--- Start RECORDS TO USE ---

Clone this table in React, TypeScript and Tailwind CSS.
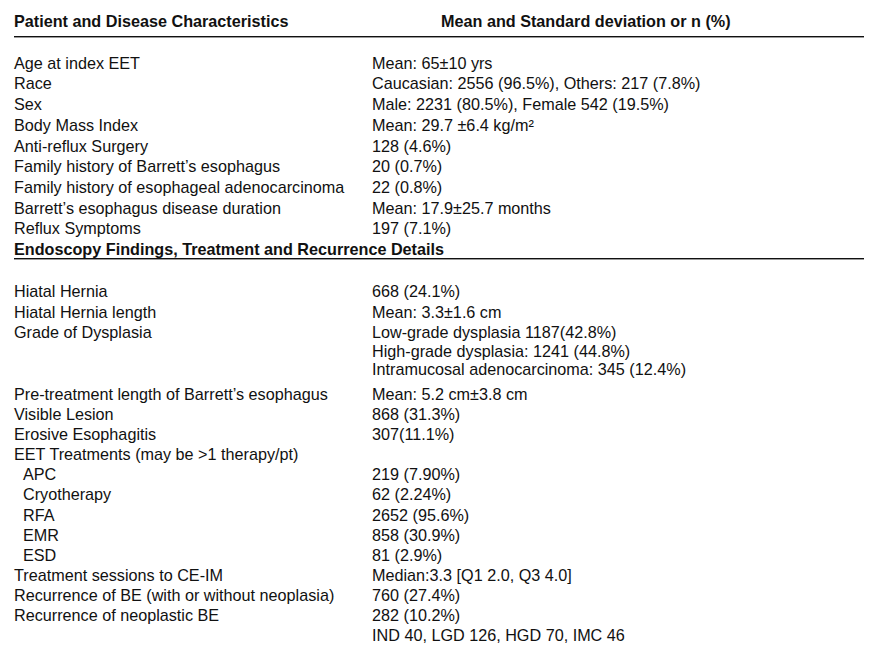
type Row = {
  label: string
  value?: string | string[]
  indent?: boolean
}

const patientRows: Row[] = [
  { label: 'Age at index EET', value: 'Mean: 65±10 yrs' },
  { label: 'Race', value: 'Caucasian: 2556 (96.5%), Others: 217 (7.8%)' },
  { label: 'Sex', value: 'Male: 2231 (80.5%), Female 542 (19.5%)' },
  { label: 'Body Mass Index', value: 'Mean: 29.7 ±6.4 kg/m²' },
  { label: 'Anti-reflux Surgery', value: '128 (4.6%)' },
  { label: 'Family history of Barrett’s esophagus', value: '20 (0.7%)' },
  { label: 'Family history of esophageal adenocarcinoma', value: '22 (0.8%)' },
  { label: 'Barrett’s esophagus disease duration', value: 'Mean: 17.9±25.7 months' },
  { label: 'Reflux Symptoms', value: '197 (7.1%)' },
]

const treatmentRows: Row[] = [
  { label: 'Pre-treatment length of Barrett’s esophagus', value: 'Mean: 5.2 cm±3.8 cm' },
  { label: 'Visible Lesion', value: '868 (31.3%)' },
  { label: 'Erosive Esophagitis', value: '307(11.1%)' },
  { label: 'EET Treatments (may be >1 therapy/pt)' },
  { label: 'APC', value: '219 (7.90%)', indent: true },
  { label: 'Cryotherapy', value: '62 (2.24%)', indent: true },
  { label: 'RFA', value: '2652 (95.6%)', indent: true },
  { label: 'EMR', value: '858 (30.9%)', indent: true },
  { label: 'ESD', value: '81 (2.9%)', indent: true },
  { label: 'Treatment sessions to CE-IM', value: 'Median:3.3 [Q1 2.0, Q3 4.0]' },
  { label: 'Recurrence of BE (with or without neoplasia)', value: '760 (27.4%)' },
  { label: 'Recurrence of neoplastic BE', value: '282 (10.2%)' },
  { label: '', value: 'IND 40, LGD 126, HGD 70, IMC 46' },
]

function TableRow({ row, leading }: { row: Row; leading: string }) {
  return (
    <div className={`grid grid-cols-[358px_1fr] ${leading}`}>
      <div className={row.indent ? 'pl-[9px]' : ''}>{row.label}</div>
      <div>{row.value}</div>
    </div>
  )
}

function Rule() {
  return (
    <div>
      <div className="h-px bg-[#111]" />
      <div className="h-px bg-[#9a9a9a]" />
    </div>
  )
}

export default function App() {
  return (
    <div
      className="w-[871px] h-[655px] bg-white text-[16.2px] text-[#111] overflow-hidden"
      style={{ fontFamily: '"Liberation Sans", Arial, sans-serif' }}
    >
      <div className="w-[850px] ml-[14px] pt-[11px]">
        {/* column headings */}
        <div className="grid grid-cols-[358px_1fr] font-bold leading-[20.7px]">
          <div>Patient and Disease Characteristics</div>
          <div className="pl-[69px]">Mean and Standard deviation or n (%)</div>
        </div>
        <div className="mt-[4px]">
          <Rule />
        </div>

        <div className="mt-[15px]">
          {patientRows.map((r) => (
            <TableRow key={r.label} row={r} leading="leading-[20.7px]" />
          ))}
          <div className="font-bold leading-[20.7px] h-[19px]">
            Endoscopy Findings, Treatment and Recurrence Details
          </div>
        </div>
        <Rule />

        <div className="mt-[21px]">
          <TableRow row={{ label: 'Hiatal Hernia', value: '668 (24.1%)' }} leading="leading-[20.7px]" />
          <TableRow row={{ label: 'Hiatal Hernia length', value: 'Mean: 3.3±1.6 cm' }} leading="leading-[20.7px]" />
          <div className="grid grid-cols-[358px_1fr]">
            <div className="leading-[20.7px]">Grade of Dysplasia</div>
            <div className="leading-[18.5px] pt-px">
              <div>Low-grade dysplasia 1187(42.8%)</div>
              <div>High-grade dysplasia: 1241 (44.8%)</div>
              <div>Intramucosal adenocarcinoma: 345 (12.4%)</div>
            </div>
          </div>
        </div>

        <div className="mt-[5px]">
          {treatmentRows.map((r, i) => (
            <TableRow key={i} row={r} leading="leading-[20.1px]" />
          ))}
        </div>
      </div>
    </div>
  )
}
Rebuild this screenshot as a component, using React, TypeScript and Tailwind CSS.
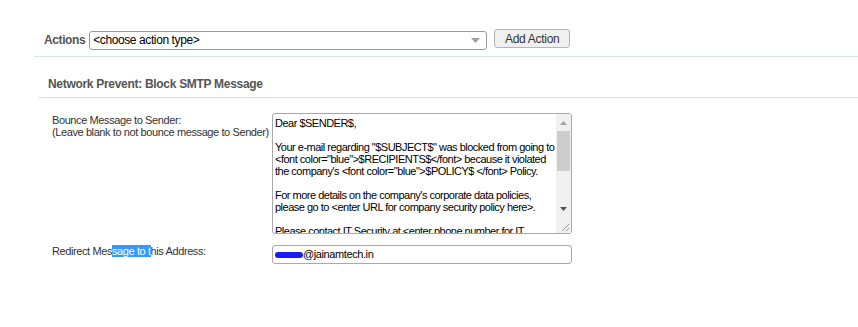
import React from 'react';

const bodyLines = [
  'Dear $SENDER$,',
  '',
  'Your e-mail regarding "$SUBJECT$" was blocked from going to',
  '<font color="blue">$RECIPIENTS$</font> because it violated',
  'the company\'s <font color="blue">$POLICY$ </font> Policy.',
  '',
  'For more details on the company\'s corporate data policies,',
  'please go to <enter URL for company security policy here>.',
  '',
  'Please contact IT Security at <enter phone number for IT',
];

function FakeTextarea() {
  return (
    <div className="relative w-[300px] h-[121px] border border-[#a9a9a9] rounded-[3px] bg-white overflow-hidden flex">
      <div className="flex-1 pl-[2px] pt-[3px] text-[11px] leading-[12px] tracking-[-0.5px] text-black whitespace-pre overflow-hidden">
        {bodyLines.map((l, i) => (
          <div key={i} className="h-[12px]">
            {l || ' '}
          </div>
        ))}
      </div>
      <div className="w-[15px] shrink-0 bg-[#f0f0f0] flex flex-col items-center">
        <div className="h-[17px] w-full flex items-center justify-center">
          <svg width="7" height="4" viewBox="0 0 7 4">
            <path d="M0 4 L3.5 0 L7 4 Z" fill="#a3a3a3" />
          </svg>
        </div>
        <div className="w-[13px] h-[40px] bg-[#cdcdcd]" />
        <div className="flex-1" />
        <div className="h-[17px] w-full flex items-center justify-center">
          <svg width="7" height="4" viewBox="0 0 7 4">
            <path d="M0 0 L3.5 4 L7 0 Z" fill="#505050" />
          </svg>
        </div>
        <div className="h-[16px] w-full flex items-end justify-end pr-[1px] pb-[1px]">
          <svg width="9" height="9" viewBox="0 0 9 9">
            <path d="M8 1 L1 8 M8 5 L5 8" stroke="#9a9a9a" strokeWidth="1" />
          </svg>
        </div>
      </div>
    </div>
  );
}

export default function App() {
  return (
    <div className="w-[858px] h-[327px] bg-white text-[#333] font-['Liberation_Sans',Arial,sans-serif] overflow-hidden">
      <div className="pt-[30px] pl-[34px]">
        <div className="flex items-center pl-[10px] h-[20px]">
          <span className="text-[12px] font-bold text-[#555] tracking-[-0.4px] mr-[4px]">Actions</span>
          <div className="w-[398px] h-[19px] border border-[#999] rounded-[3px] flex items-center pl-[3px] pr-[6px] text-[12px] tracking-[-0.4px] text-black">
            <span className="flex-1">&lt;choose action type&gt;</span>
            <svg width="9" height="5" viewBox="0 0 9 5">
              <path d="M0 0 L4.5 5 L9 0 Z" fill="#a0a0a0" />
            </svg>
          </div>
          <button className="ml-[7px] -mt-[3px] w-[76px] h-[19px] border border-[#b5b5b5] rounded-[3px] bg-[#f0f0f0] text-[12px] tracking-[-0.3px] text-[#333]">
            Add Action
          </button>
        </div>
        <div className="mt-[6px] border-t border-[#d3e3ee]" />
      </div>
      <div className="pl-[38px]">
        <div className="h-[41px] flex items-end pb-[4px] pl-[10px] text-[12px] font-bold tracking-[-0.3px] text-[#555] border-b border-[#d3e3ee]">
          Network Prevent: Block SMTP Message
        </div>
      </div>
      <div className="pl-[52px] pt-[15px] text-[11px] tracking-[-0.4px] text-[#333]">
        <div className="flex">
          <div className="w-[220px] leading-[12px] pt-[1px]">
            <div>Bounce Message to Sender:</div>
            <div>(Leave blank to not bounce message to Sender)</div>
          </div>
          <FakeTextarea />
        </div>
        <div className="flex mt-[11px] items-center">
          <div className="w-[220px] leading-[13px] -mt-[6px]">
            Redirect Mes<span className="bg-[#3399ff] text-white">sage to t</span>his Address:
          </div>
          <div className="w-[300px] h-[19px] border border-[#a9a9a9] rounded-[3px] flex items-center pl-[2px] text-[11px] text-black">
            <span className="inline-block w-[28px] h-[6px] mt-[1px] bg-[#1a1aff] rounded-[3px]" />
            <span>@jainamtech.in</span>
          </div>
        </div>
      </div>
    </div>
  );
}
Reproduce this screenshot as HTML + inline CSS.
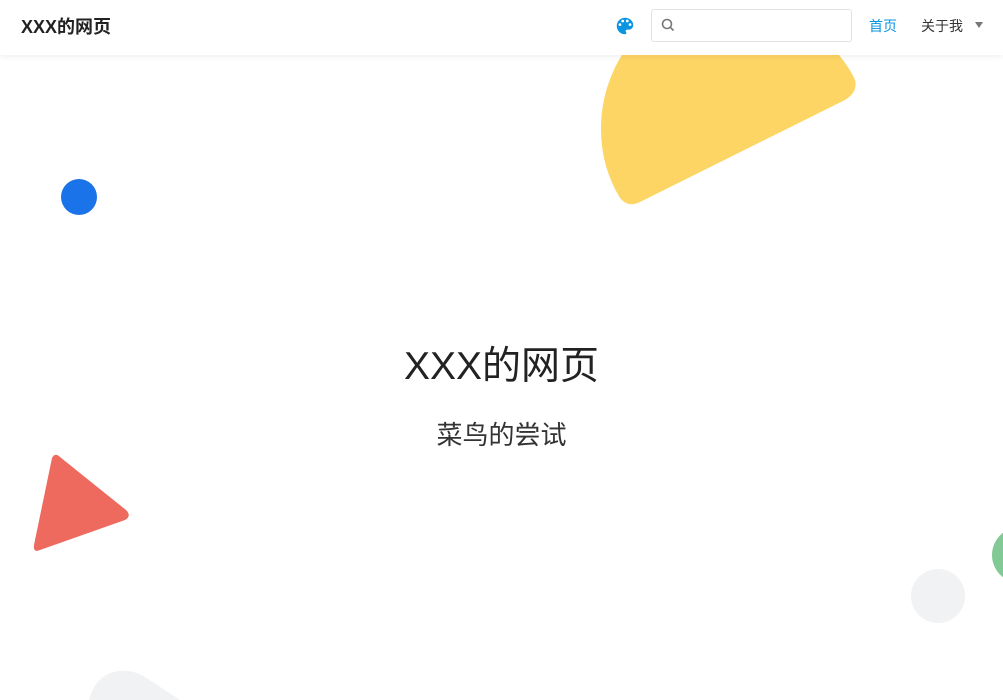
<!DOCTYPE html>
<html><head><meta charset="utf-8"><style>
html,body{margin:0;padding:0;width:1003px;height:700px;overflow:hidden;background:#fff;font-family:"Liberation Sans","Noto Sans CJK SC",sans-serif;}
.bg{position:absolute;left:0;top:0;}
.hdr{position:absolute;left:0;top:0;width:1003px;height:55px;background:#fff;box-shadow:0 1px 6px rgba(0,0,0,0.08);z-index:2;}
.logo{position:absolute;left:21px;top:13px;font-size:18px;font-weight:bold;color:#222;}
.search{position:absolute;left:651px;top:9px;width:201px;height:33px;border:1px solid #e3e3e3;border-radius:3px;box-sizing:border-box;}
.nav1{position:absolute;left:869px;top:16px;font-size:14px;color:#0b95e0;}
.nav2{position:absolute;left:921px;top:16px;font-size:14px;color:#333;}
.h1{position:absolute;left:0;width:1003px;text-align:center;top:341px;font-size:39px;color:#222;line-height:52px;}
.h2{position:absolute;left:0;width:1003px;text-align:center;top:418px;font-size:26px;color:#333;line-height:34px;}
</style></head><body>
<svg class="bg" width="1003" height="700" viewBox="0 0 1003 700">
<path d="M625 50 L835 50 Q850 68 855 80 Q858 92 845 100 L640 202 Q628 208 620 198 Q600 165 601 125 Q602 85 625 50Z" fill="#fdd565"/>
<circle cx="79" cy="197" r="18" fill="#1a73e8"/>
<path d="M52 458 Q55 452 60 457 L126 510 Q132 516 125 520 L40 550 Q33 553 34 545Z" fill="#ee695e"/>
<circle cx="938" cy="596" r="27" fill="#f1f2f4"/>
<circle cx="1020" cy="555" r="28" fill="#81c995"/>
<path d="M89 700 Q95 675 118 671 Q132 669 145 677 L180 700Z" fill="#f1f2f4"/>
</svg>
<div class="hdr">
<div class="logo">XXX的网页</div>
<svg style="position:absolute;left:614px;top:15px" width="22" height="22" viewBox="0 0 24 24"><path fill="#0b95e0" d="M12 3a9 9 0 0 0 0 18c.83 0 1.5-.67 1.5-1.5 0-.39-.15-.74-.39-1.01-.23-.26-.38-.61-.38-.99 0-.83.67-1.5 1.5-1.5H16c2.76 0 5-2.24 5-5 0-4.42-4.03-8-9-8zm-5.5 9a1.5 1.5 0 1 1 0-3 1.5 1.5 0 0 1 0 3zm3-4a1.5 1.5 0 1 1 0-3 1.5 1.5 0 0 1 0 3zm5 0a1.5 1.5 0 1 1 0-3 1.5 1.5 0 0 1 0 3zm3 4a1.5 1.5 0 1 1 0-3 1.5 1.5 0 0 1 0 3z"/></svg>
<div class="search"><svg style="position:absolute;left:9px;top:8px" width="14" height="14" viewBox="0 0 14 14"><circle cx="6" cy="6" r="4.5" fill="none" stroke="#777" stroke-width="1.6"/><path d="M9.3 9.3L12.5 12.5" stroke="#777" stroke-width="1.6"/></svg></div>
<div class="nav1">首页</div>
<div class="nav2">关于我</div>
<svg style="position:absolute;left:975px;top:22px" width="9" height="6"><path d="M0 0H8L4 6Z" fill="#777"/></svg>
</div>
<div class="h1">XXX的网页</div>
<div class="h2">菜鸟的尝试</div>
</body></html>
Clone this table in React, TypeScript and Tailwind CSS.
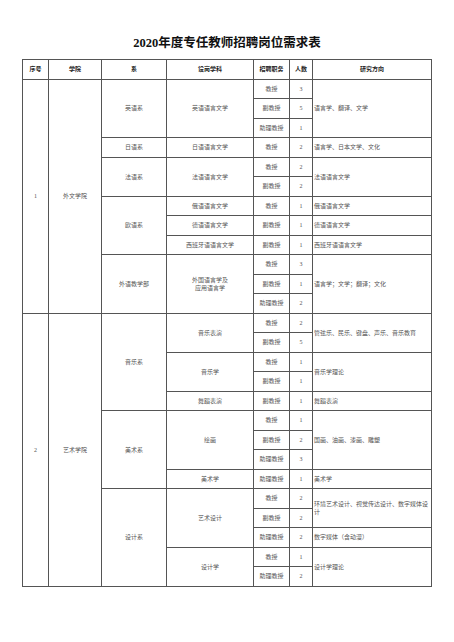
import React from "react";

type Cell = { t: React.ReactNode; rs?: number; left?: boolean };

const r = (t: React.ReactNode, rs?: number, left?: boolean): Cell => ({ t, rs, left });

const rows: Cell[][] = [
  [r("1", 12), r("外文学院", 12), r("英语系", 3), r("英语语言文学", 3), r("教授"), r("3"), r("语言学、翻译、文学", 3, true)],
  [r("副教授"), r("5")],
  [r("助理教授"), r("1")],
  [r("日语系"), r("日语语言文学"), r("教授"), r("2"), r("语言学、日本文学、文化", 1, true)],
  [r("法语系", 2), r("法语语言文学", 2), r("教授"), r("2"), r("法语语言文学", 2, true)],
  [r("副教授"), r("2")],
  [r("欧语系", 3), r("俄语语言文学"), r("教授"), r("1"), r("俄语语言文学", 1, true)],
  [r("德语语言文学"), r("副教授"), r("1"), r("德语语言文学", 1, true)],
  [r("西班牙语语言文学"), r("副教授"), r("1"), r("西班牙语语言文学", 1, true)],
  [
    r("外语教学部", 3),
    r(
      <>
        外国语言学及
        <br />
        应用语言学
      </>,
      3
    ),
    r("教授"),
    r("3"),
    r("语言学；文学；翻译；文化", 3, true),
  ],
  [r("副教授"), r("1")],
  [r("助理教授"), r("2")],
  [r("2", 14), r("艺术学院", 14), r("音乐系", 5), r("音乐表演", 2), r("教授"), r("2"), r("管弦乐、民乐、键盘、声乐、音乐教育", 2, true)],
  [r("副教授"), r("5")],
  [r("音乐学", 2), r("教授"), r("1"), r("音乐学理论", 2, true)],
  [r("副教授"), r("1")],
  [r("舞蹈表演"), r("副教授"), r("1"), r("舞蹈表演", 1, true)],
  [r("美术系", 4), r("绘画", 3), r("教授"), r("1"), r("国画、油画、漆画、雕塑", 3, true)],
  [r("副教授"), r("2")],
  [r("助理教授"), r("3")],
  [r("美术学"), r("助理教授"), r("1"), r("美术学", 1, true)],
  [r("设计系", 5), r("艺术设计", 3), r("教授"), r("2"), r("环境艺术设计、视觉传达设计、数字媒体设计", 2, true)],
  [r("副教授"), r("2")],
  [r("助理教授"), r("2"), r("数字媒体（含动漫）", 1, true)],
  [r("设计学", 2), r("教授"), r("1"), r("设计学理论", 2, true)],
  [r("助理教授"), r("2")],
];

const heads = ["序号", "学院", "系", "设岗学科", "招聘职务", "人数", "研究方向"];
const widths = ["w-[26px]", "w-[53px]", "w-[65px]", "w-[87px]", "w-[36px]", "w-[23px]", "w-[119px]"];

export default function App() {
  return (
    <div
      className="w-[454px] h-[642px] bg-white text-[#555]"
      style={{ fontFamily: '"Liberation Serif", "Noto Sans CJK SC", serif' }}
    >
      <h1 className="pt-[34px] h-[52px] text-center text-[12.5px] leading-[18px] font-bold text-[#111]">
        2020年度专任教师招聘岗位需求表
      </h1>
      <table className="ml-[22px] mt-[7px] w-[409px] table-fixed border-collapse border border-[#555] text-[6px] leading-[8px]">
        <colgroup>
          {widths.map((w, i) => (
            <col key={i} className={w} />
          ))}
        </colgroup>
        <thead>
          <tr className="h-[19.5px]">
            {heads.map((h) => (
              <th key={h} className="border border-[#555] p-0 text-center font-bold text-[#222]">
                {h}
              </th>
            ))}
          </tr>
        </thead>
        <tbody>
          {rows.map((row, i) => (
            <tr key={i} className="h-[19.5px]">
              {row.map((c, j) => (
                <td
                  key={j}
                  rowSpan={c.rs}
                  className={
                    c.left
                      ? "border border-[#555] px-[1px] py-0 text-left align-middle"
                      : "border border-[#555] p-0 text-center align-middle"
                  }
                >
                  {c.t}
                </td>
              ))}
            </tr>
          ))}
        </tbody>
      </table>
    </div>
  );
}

--- End RECORDS TO USE ---

> _TASK PROMPT_
From the listing above, report the number of lines containing the string "screenshot", without any accompanying remarks.

> _THE SOLUTION_
2